Cleaning and Preventative Maintenance
An efficient roasting operation is also one that minimizes downtime and maintenance requirements. By utilizing a series of checklists and maintenance tasks, equipment will operate more effectively and reliably. Roasters should operate from a check-list of activities that need to be performed for every batch (e.g. ensuring the hopper is fully emptied into the drum at the start of roasting, the burner chamber is clean, the cooling tray is fully discharging coffee).
There are other tasks that occur every hour or after a certain number of batches. These tasks include cleaning the chaff collector, emptying any chips and embers from the gap between the faceplate and the drum, and wiping coffee oils from surfaces.
At the end of each day, and throughout the week, other more involved tasks might include cleaning the cooling tray, disassembling the smoke stack for deep cleaning, adjusting drive belts and lubricating chains, checking the roaster exhaust and fans, and other more involved maintenance tasks. It’s important to develop systems to keep track of these tasks, hold staff accountable for accomplishing each activity, and log and archive these activities for future reference. (If you ever have a warranty or insurance claim, they will want evidence that everything was maintained precisely to manufacturer recommendations.)
Between Batch Protocol
The ability to quickly rebound from the end of one roasting batch and start the next batch as quickly as possible is essential. We’ve already discussed how having green coffee staged for an entire production day is one element of efficiency. Another is how the roaster is brought back to an appropriate charge temperature between batches. Cropster’s Between Batch Protocol, built into Roasting Intelligence, helps roasters to visualize, formalize, and make routine the tasks roasters are already doing between batches.
Between Batch Protocol in Cropster Roasting Intelligence
Most roasters have some sort of between batch process in place. Generally, it’s an ad hoc approach where they target a specific charge temperature using either exhaust temperature or bean temperature (or a combination of both). Roasters then charge either with the temperature increasing or the temperature decreasing. This approach doesn’t consider the size of the flame, the heat cycles between batches, or the time between batches. Without these details, it is much more challenging to match a reference profile in the early stages of roasting and is less efficient.

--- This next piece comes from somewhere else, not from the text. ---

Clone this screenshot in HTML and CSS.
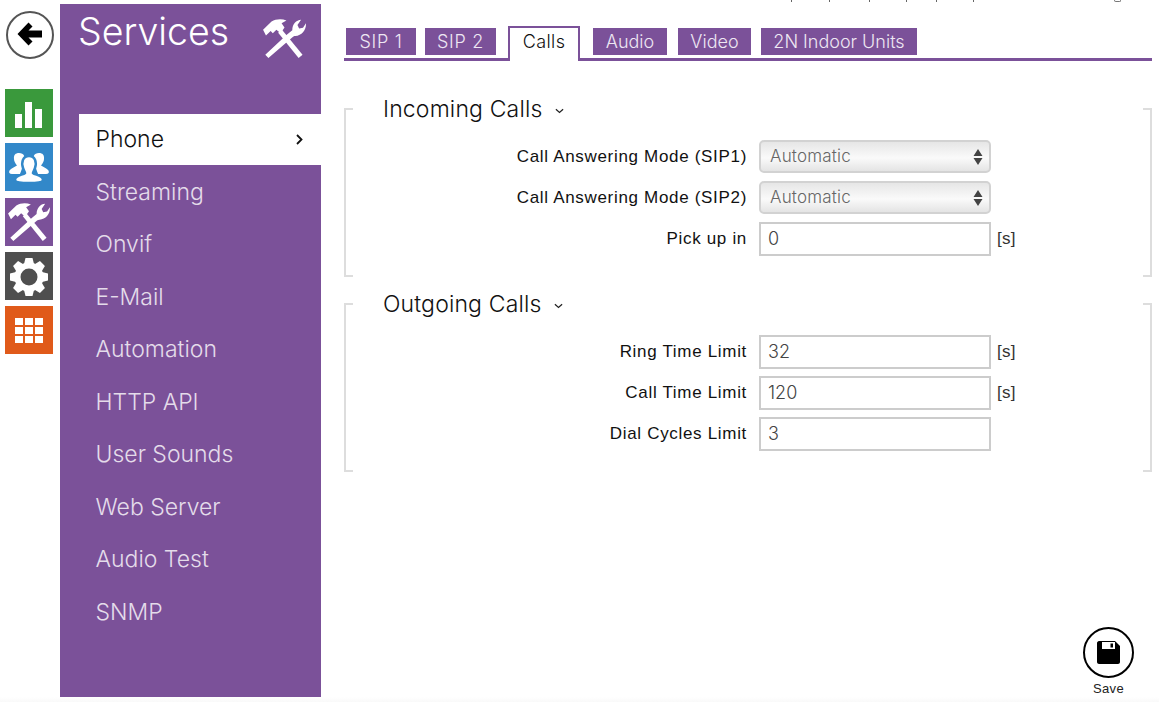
FILE: index.html
```html
<!DOCTYPE html>
<html lang="en">
<head>
<meta charset="utf-8">
<title>Services</title>
<link rel="stylesheet" href="styles.css">
</head>
<body>
<svg class="defs" width="0" height="0" aria-hidden="true">
  <symbol id="tools" viewBox="0 0 44 40">
    <path d="M0 11 8.700 2.500C13 0 19 -.5 24 1.500L19 4.400 22 8.700 18 14.500 13.700 10.900 10 14.500 7.800 12.400 3 17Z"/>
    <path d="M15.500 14 19 10.500 40.500 36.700 36.500 40Z"/>
    <path d="M24 16.500 30 11.600C30 5 34 1 39 .7L35.300 6.200 37 9.800 41 9 44 4.400C44.500 11 40 17 33 17.500 32 17.600 31 18 30.500 18.500L5.500 40 2.300 36.700Z"/>
  </symbol>
</svg>

<nav class="rail">
  <a class="back" href="#">
    <svg viewBox="0 0 30 30" width="30" height="30"><path d="M13.500 3.500 2.500 15 13.500 26.500 17.500 22.500 13.500 18.500H27V11.500H13.500L17.500 7.500Z"/></svg>
  </a>
  <ul class="apps">
    <li class="app green">
      <svg viewBox="0 0 48 48"><rect x="10" y="25" width="7" height="14"/><rect x="20" y="13" width="7" height="26"/><rect x="30" y="20" width="7" height="19"/></svg>
    </li>
    <li class="app blue">
      <svg viewBox="0 0 48 48">
        <path d="M14 10C19 10 21 14 19 20L15 31H7C4.500 31 3.500 29.500 4.500 27.500 6 25 10 24 12 22.500 10 20 9 18 9 16 8.500 12 10.500 10 14 10Z"/>
        <path d="M34 10C29 10 27 14 29 20L33 31H41C43.500 31 44.500 29.500 43.500 27.500 42 25 38 24 36 22.500 38 20 39 18 39 16 39.500 12 37.500 10 34 10Z"/>
        <path class="front" d="M24 13C30 13 32 19 30 25 29 28 28 29 28 30 30 32 38 32 38 37 38 39.500 34 40 24 40 14 40 10 39.500 10 37 10 32 18 32 20 30 20 29 19 28 18 25 16 19 18 13 24 13Z"/>
      </svg>
    </li>
    <li class="app purple">
      <svg class="tools-small" viewBox="0 0 44 40"><use href="#tools"/></svg>
    </li>
    <li class="app grey">
      <svg viewBox="0 0 48 48">
        <circle class="gear-ring" cx="24" cy="25" r="11.500"/>
        <path d="M19 12 20.500 6H27.500L29 12Z"/>
        <path d="M19 12 20.500 6H27.500L29 12Z" transform="rotate(45 24 25)"/>
        <path d="M19 12 20.500 6H27.500L29 12Z" transform="rotate(90 24 25)"/>
        <path d="M19 12 20.500 6H27.500L29 12Z" transform="rotate(135 24 25)"/>
        <path d="M19 12 20.500 6H27.500L29 12Z" transform="rotate(180 24 25)"/>
        <path d="M19 12 20.500 6H27.500L29 12Z" transform="rotate(225 24 25)"/>
        <path d="M19 12 20.500 6H27.500L29 12Z" transform="rotate(270 24 25)"/>
        <path d="M19 12 20.500 6H27.500L29 12Z" transform="rotate(315 24 25)"/>
      </svg>
    </li>
    <li class="app orange">
      <svg viewBox="0 0 48 48">
        <rect x="10" y="12" width="8" height="7"/><rect x="20" y="12" width="8" height="7"/><rect x="30" y="12" width="8" height="7"/>
        <rect x="10" y="21" width="8" height="7"/><rect x="20" y="21" width="8" height="7"/><rect x="30" y="21" width="8" height="7"/>
        <rect x="10" y="30" width="8" height="7"/><rect x="20" y="30" width="8" height="7"/><rect x="30" y="30" width="8" height="7"/>
      </svg>
    </li>
  </ul>
</nav>

<aside class="sidebar">
  <header class="side-head">
    <h1>Services</h1>
    <svg class="tools-big" viewBox="0 0 44 40"><use href="#tools"/></svg>
  </header>
  <ul class="menu">
    <li class="menu-item active">Phone<svg class="caret" viewBox="0 0 7 11" width="7" height="11"><path d="M1 1 5.500 5.500 1 10"/></svg></li>
    <li class="menu-item">Streaming</li>
    <li class="menu-item">Onvif</li>
    <li class="menu-item">E-Mail</li>
    <li class="menu-item">Automation</li>
    <li class="menu-item">HTTP API</li>
    <li class="menu-item">User Sounds</li>
    <li class="menu-item">Web Server</li>
    <li class="menu-item">Audio Test</li>
    <li class="menu-item">SNMP</li>
  </ul>
</aside>

<main class="main">
  <div class="ticks"><i></i><i></i><i></i><i></i><i></i><i></i><b></b></div>
  <div class="tabs">
    <a class="tab tab-sip1" href="#">SIP 1</a>
    <a class="tab tab-sip2" href="#">SIP 2</a>
    <a class="tab current" href="#">Calls</a>
    <a class="tab tab-audio" href="#">Audio</a>
    <a class="tab tab-video" href="#">Video</a>
    <a class="tab tab-units" href="#">2N Indoor Units</a>
  </div>

  <section class="group first">
    <h2>Incoming Calls <svg class="chev" viewBox="0 0 10 6" width="9" height="6"><path d="M1 1 5 4.500 9 1"/></svg></h2>
    <div class="rows">
      <div class="row"><label>Call Answering Mode (SIP1)</label><div class="select">Automatic<svg viewBox="0 0 10 16" width="10" height="16"><path d="M5 0 9.500 7H.5ZM.5 9H9.500L5 16Z"/></svg></div></div>
      <div class="row"><label>Call Answering Mode (SIP2)</label><div class="select">Automatic<svg viewBox="0 0 10 16" width="10" height="16"><path d="M5 0 9.500 7H.5ZM.5 9H9.500L5 16Z"/></svg></div></div>
      <div class="row"><label>Pick up in</label><div class="input">0</div><span class="unit">[s]</span></div>
    </div>
  </section>

  <section class="group">
    <h2>Outgoing Calls <svg class="chev" viewBox="0 0 10 6" width="9" height="6"><path d="M1 1 5 4.500 9 1"/></svg></h2>
    <div class="rows">
      <div class="row"><label>Ring Time Limit</label><div class="input">32</div><span class="unit">[s]</span></div>
      <div class="row"><label>Call Time Limit</label><div class="input">120</div><span class="unit">[s]</span></div>
      <div class="row"><label>Dial Cycles Limit</label><div class="input">3</div></div>
    </div>
  </section>

  <a class="save" href="#">
    <span class="save-ring">
      <svg viewBox="0 0 23 23" width="23" height="23"><path d="M2 0H18L23 5V21C23 22 22 23 21 23H2C1 23 0 22 0 21V2C0 1 1 0 2 0Z"/><path class="floppy-label" d="M5 1H18V8H5ZM13.500 2.500V6.500H16V2.500Z"/></svg>
    </span>
    <span class="save-label">Save</span>
  </a>
</main>
</body>
</html>
```
FILE: styles.css
```css
* { box-sizing: border-box; }
html, body { margin: 0; height: 702px; overflow: hidden; }
body {
  display: flex;
  background: linear-gradient(#fff 697px, #f9f9f9 702px);
  color: #111;
  font-family: "Liberation Sans", Arial, sans-serif;
}
ul { list-style: none; margin: 0; padding: 0; }
a { color: inherit; text-decoration: none; }
.defs { position: absolute; }

.rail { width: 60px; flex: none; padding: 11px 0 0 5px; }
.back {
  display: flex; align-items: center; justify-content: center;
  width: 48px; height: 48px; margin: 0 0 30px 1px;
  border: 2px solid #555; border-radius: 50%; background: #fff;
}
.back svg { margin: -2px 0 0 -1px; }
.apps { display: flex; flex-direction: column; gap: 6.250px; }
.app { width: 48px; height: 48px; }
.app svg { display: block; width: 48px; height: 48px; fill: #fff; }
.app .front { stroke: #3288c9; stroke-width: 2.500; }
.app .gear-ring { fill: none; stroke: #fff; stroke-width: 6; }
.green { background: #3a993c; }
.blue { background: #3288c9; }
.purple { background: #7b5199; display: flex; align-items: center; justify-content: center; }
.app .tools-small { width: 42px; height: 38px; }
.grey { background: #4f4f4f; }
.orange { background: #e05a1a; }

.sidebar {
  width: 261px; height: 693px; margin-top: 4px; flex: none;
  background: #7b5199; color: #fff;
  padding-left: 19px;
}
.side-head { display: flex; justify-content: space-between; height: 110px; padding: 4px 15px 0 0; }
.side-head h1 { margin: 0 0 0 -1px; font: 300 37.500px/47px Inter, "Liberation Sans", sans-serif; }
.tools-big { width: 43px; height: 39px; margin-top: 11px; fill: #fff; }
.menu-item {
  height: 52.500px; padding-left: 16.500px;
  font: 300 23px/51.600px Inter, "Liberation Sans", sans-serif;
  color: #e4dcea;
}
.menu-item.active {
  display: flex; justify-content: space-between; align-items: center;
  height: 51px; margin-bottom: 1.500px; padding-right: 18px;
  background: #fff; color: #111;
}
.caret { fill: none; stroke: #111; stroke-width: 1.800; }

.main { flex: 1; min-width: 0; padding: 0 7px 0 23px; display: flex; flex-direction: column; }
.ticks { display: flex; height: 3px; margin-left: 447px; }
.ticks i { width: 1px; height: 2px; margin-right: 37px; background: #666; }
.ticks i:nth-child(2) { margin-right: 39px; }
.ticks i:nth-child(3) { margin-right: 36px; }
.ticks i:nth-child(4) { margin-right: 29px; }
.ticks i:nth-child(5) { margin-right: 36px; }
.ticks i:nth-child(6) { margin-right: 140px; }
.ticks b { width: 7px; height: 2px; border: 1px solid #777; border-top: 0; border-radius: 0 0 4px 4px; }
.tabs {
  display: flex; align-items: flex-end; gap: 10px;
  height: 58px; padding-left: 2px; border-bottom: 3px solid #7b5199;
}
.tab {
  height: 27px; margin-bottom: 3px; text-align: center;
  background: #7b5199; color: #eee7f3;
  font: 300 18px/27px Inter, "Liberation Sans", sans-serif;
}
.tab-sip1 { width: 70px; margin-right: -1px; letter-spacing: .7px; }
.tab-sip2 { width: 71px; letter-spacing: .7px; }
.tab-audio { width: 74px; margin-right: 1px; }
.tab-video { width: 73px; }
.tab-units { width: 156px; }
.tab.current {
  width: 72px; height: 35px; margin: 0 3px -3px 2px;
  background: #fff; color: #111; line-height: 27px; letter-spacing: .4px;
  border: 2px solid #7b5199; border-bottom: 0;
}
.group { position: relative; height: 169px; margin-top: 26px; padding: 0 0 0 39px; }
.group.first { margin-top: 47px; }
.group::before, .group::after {
  content: ""; position: absolute; top: 0; bottom: 0; width: 7px;
  border: 2px solid #ddd;
}
.group::before { left: 0; border-right: 0; }
.group::after { right: 0; border-left: 0; }
.group h2 {
  margin: -13px 0 0; font: 300 23px/28px Inter, "Liberation Sans", sans-serif;
  letter-spacing: .15px; color: #111;
}
.chev { margin-left: 6px; vertical-align: 3px; fill: none; stroke: #222; stroke-width: 1.400; }
.rows { display: flex; flex-direction: column; gap: 7px; margin: 17px 0 0 -39px; }
.row { display: flex; align-items: center; height: 34px; }
.row label { width: 403px; text-align: right; font-size: 17px; letter-spacing: .68px; color: #111; }
.input, .select {
  width: 232px; height: 34px; margin-left: 12px;
  color: #444; font: 300 18px/30px Inter, "Liberation Sans", sans-serif;
}
.input { border: 2px solid #ccc; padding-left: 7px; background: #fff; }
.select {
  display: flex; align-items: center; justify-content: space-between;
  align-self: flex-start;
  height: 33px; padding: 0 6px 2px 9px; color: #666;
  font-size: 17px; letter-spacing: .2px;
  border: 2px solid #d2d2d2; border-radius: 5px;
  background: linear-gradient(#e6e6e6, #fafafa 55%, #e4e4e4);
}
.select svg { fill: #444; margin-top: 2px; }
.unit { margin-left: 6px; font-size: 17px; letter-spacing: .3px; color: #333; }

.save {
  position: absolute; left: 1083px; top: 627px; width: 51px;
  display: flex; flex-direction: column; align-items: center; gap: 3px;
}
.save-ring {
  display: flex; align-items: center; justify-content: center;
  width: 51px; height: 51px; border: 2px solid #000; border-radius: 50%;
}
.floppy-label { fill: #fff; fill-rule: evenodd; }
.save-label { font-size: 13px; line-height: 16px; color: #222; letter-spacing: .3px; }
```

One way to improve your roasting efficiency is to use Cropster’s Between Batch Protocol which extends the details of your profile beyond the start and end of roast, and now provides a timer and visualization of gas and environmental/air temperature, gas settings, air pressure, drum speed, and other machine controls during the time between batches.
This makes it more efficient for roasters to identify the starting point of their next roast. Without this information, roasters waste time waiting for the roaster temperature to drop, manipulating gas and air flow to reach and maintain their charge temperature. Often in the busy workflow of a roasting plant, it’s easy to miss those targets, requiring the operator to return to temperature and start the process over again.
Between Batch Protocol in Cropster Roast Compare Report
If a roaster takes 10 minutes between batches, they are roasting much less efficient than a roaster using BPP who might only take 5 minutes between batches. This could mean the difference between roasting 2-3 batches per hour versus 3-4 batches per hour with Between Batch Protocols. This represents a significant increase in daily roasted capacity, and by extension cost savings in the roastery.
With an organized roastery, staff is more focused on quality and they roast more coffee each hour. When equipment is maintained regularly, it operates longer without requiring downtime repairs. With between batch protocols in place, it’s easier than ever to move from one batch to the next efficiently. Finding efficiencies leads to real, measurable cost savings and benefits in your roasting company – something more important than ever in times of uncertainty and in an increasingly competitive environment.